Now, what do commercial data base systems do? It is an important thing about relational data bases that there are no 'mode' declarations; any relation (even a view) can be used in any mode. They therefore have exactly the same indexing problem (simplified by the fact that all their "clauses" are ground units). They require you to explicitly ask for indices to be built.

So a reasonable compromise, which some commercial Prologs offer, is to allow the programmer to specify which arguments and perhaps combinations of arguments are to be indexed. (There used to be a Quintus library package that built multiple single-argument indices given a declaration; by now I would hope that this is built in.)

However, there's one more problem: variables. I suppose one way to cope would be to say "if you declare that a predicate is to be indexed on a certain argument, then that argument must be instantiated in all clauses". At first it was quite tricky working out a way to make first-argument indexing work in the presence of interspersed clauses with variable first arguments. All the obvious ways of doing this go exponential when you try to index on several arguments at once.

Conway continues:
In the Mercury implementation ...

Yes, but Mercury has strict modes (unlike Prolog) and block compilation (unlike Edinburgh Prologs).

Conway continues:
we merge the multiple clauses of a predicate into a single clause with an explicit disjunction

Yes, that's easy. In effect Kliger did the same thing for FCP. I did it for my (unfinished) Prolog-D. It helps a treat if you have compile-time information about modes and block compilation.

conway@munta.cs.mu.oz.au
Thomas Charles Conway
30th April 1995

From my limited experience, it appears that the strict types and modes used by Mercury are well worth the restrictions they impose.
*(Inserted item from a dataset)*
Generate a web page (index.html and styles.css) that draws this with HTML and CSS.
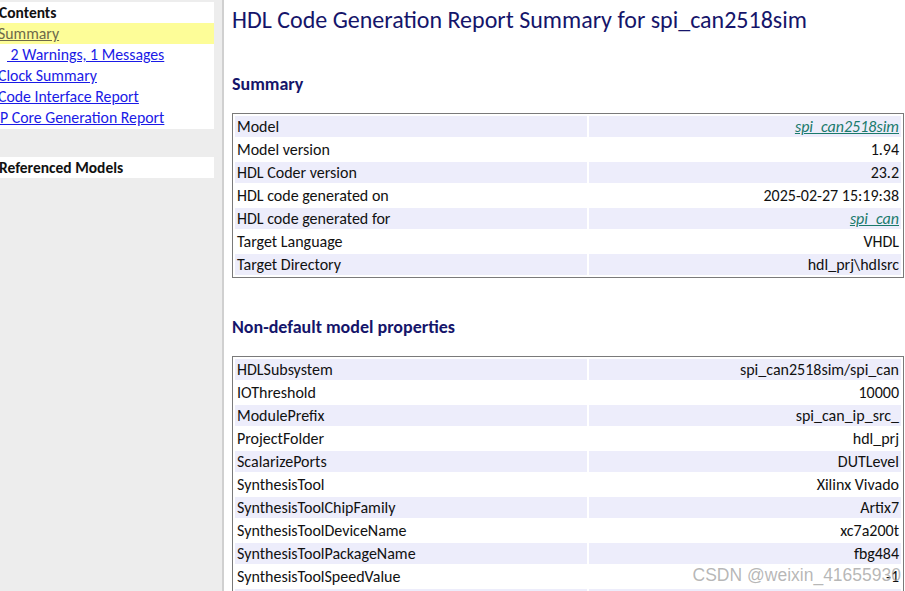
FILE: index.html
```html
<!DOCTYPE html>
<html>
<head>
<meta charset="utf-8">
<link rel="stylesheet" href="styles.css">
</head>
<body>
<div class="sidebar">
  <div class="toc">
    <div class="toc-title">Contents</div>
    <div class="toc-item active"><a href="#" class="visited">Summary</a></div>
    <div class="toc-item indent"><a href="#">&nbsp;2 Warnings, 1 Messages</a></div>
    <div class="toc-item"><a href="#">Clock Summary</a></div>
    <div class="toc-item"><a href="#">Code Interface Report</a></div>
    <div class="toc-item last"><a href="#">IP Core Generation Report</a></div>
  </div>
  <div class="toc refs">
    <div class="toc-title">Referenced Models</div>
  </div>
</div>
<div class="main">
  <h1 class="title">HDL Code Generation Report Summary for spi_can2518sim</h1>
  <h2 class="section">Summary</h2>
  <table class="report">
    <tr class="odd"><td class="key">Model</td><td class="val"><a href="#" class="mlink">spi_can2518sim</a></td></tr>
    <tr><td class="key">Model version</td><td class="val">1.94</td></tr>
    <tr class="odd"><td class="key">HDL Coder version</td><td class="val">23.2</td></tr>
    <tr><td class="key">HDL code generated on</td><td class="val">2025-02-27 15:19:38</td></tr>
    <tr class="odd"><td class="key">HDL code generated for</td><td class="val"><a href="#" class="mlink">spi_can</a></td></tr>
    <tr><td class="key">Target Language</td><td class="val">VHDL</td></tr>
    <tr class="odd"><td class="key">Target Directory</td><td class="val">hdl_prj\hdlsrc</td></tr>
  </table>
  <h2 class="section second">Non-default model properties</h2>
  <table class="report">
    <tr class="odd"><td class="key">HDLSubsystem</td><td class="val">spi_can2518sim/spi_can</td></tr>
    <tr><td class="key">IOThreshold</td><td class="val">10000</td></tr>
    <tr class="odd"><td class="key">ModulePrefix</td><td class="val">spi_can_ip_src_</td></tr>
    <tr><td class="key">ProjectFolder</td><td class="val">hdl_prj</td></tr>
    <tr class="odd"><td class="key">ScalarizePorts</td><td class="val">DUTLevel</td></tr>
    <tr><td class="key">SynthesisTool</td><td class="val">Xilinx Vivado</td></tr>
    <tr class="odd"><td class="key">SynthesisToolChipFamily</td><td class="val">Artix7</td></tr>
    <tr><td class="key">SynthesisToolDeviceName</td><td class="val">xc7a200t</td></tr>
    <tr class="odd"><td class="key">SynthesisToolPackageName</td><td class="val">fbg484</td></tr>
    <tr><td class="key">SynthesisToolSpeedValue</td><td class="val">-1</td></tr>
    <tr class="odd"><td class="key">TargetDirectory</td><td class="val">hdl_prj\hdlsrc</td></tr>
  </table>
</div>
<div class="watermark">CSDN @weixin_41655930</div>
</body>
</html>
```
FILE: styles.css
```css
html, body {
  margin: 0;
  padding: 0;
  height: 100%;
  overflow: hidden;
}
body {
  display: flex;
  font-family: Carlito, Calibri, Lato, "Noto Sans", sans-serif;
  color: #111;
  background: #fff;
  position: relative;
}
.sidebar {
  flex: none;
  width: 224px;
  box-sizing: border-box;
  background: #ededed;
  border-right: 2px solid #d0d0d0;
  padding-top: 2px;
}
.toc {
  background: #fff;
  width: 214px;
  padding: 0 0 1px 0;
  white-space: nowrap;
}
.toc-title {
  font-weight: bold;
  font-size: 15.5px;
  line-height: 21px;
  height: 21px;
  margin-left: -1px;
  color: #111;
}
.toc-item {
  font-size: 15.8px;
  line-height: 21px;
  height: 21px;
  margin-left: -2px;
}
.toc-item a {
  color: #1a1ae6;
  text-decoration: underline;
}
.toc-item.active {
  background: #fdfd98;
}
.toc-item a.visited {
  color: #6e6a4a;
}
.toc-item.indent {
  margin-left: 0;
  padding-left: 7px;
}
.toc-item.last {
  margin-left: -4px;
}
.refs {
  margin-top: 28px;
  padding: 0;
}
.main {
  flex: 1;
  padding: 0 1px 0 8px;
  min-width: 0;
}
.title {
  margin: 0;
  padding-top: 6px;
  font-size: 24px;
  line-height: 28px;
  font-weight: normal;
  color: #15156a;
}
.section {
  margin: 39px 0 0 0;
  font-size: 18px;
  line-height: 22px;
  font-weight: bold;
  color: #15156a;
}
.section.second {
  margin-top: 38px;
}
.report {
  width: 100%;
  border: 1px solid #7a7a7a;
  border-collapse: separate;
  border-spacing: 2px;
  margin-top: 18px;
  font-size: 16px;
}
.report td {
  height: 21px;
  padding: 0 2px;
  line-height: 21px;
  white-space: nowrap;
}
.report td.key {
  width: 348px;
  text-align: left;
}
.report td.val {
  text-align: right;
}
.report tr.odd td {
  background: #ededfb;
}
.mlink {
  color: #1a7a6c;
  font-style: italic;
  text-decoration: underline;
}
.watermark {
  position: absolute;
  right: 4px;
  bottom: 5px;
  font-family: "Liberation Sans", Arial, sans-serif;
  font-size: 17.5px;
  color: rgba(160, 160, 160, 0.75);
  pointer-events: none;
}
```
Not only do they enable efficient indexing (In many cases, the Mercury implementation is able to achieve indexing that is quicker than switches in C), but they enable the compiler to warn about many errors that often occur and can take ages of tedious debugging to find such as missing or duplicate clauses. (Duplicate clauses are mainly a problem if they cause choice points to hang around.)